In any case, where I was at, the database was already working too hard to allow us to put more than a relatively small number of essential stored procs on it.

I do agree whole-heartedly that quite often database performance is messed up by app developers who can't or usually don't want to learn how to use a database properly or write efficient sql... or insist that "ORM is all you need, you don't need to know how to program sql." But education (enforced if needed) is the better solution there. Going around them as a solution is just not a good practice for an organization. Education is far better.

In the end, if you can use prepared statements use them. If you can use stored procs, use those if you think they will help.

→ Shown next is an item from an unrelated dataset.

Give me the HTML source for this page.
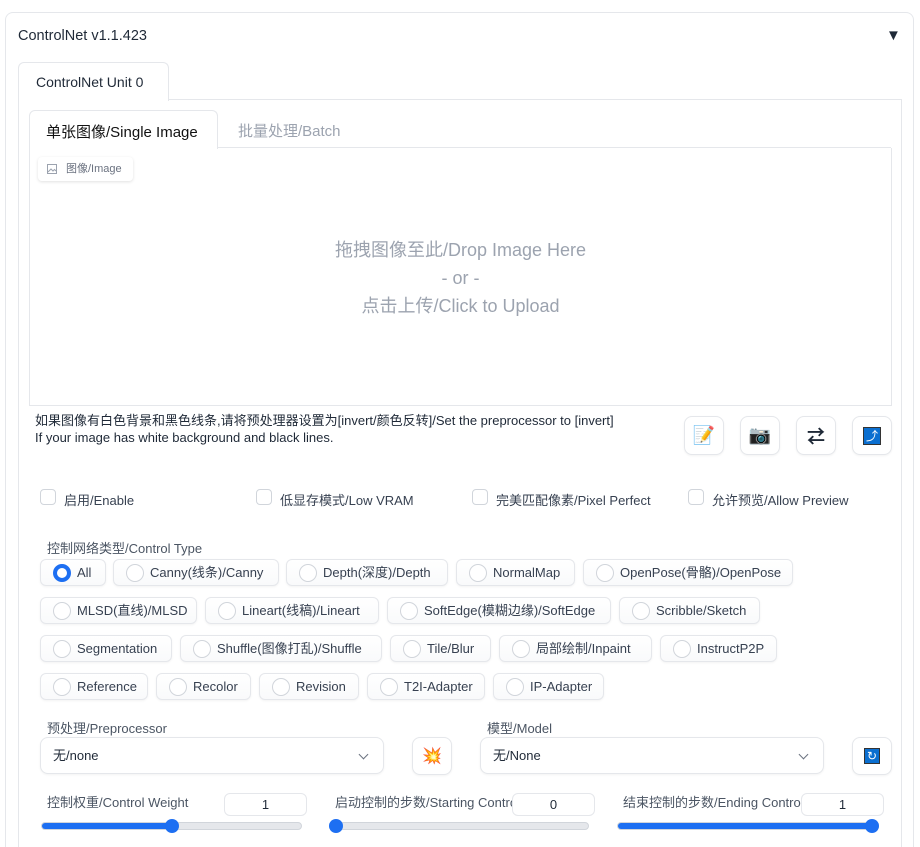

But in general if your database is really busy, it is better to eat a little network lag and use the prepared statements.
Tom Kyte
March 28, 2012 - 8:51 am UTC

if you have a really busy database, and you want it to be less busy, you will demand that developers only use stored procedures and never issue select/insert/update/delete/merge from the client side.


The tendencies to overwhelm a database will billions of stupid, tiny, repetitive bits of sql - which *kills* the database - is there when they do not use stored procedures.

when using stored procedures, at least you have a chance of correcting this, using bulk sql, doing things like *joins* etc.


what do DISKS have to do with anything in this discussion? In the best of worlds - the disk IO would be identical. In the worst of worlds, the disk IO is orders of magnitude larger with client code (no stored procedures) because of the slow by slow mentality. how does *processing* (CPU) impact *disk*? that doesn't make any sense.


I disagree with your premise entirely. I didn't miss anything, in my view - you are.